The core problem is not only AI security vulnerabilities in the platforms, but the way access controls are configured—or skipped—by well-meaning employees. A marketing manager may build a campaign tracker that connects to live BI dashboards, an operations manager may publish a vendor intake form wired into the ticketing system, and a finance team may expose invoice data through a board-prep dashboard. In many cases, these AI-built tools go live on the open internet with default public access and no enforced authentication. According to Red Access, more than 2,000 AI-generated corporate applications holding sensitive data were deployed without basic access controls. Because the apps sit on top of already-approved platforms, internal audits focus on the underlying service while the custom applications themselves are never independently reviewed, leaving sensitive records, admin panels, and operational data reachable through a simple URL.

Why Speed Beats Security in AI-Built Corporate Apps

Vibe-coding platforms are designed for speed, compressing months of development into hours for non-developers under pressure to solve business problems quickly.
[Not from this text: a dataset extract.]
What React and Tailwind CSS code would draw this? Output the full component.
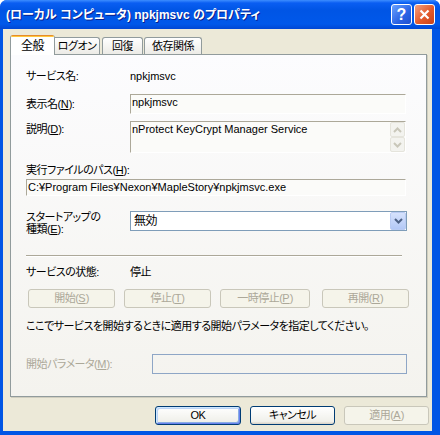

That speed encourages a mindset where working functionality matters more than hardened access controls or compliance validation. Shadow Builders are not malicious; they are competent staff automating workflows faster than IT can respond, often believing that using an approved platform automatically ensures corporate app security. In reality, each AI-generated app is a new surface that inherits none of the organization’s established change control, threat modeling, or identity policies. OAuth grants to CRMs and BI tools are accepted in the browser with a few clicks, and the final “publish” action exposes the app directly to the internet. Without governance at this session layer, organizations accumulate untracked external interfaces that expand data exposure risks far beyond what central security teams can see.

Immediate Steps: Audit Access Controls Before Production Launch

To reduce data exposure risks from AI-built apps, organizations need practical guardrails anchored in access control auditing, not new buzzwords. Start by discovering what already exists: ask employees organization-wide to disclose any tools they built with AI development platforms, positioned as an inventory effort, not an investigation. For each app, document which corporate systems it connects to, the integration method (OAuth, API key, or manual upload), and whether the app is publicly reachable. Public exposure plus sensitive data should trigger urgent remediation or takedown. Next, define a sanctioned path for Shadow Builders: approved platforms, allowed data categories, and a minimum authentication standard for any external URL. Finally, accept that this is not a one-off project. AI development is continuous, so visibility and access control checks must live at the browser session layer where these applications are built, wired to data, and published.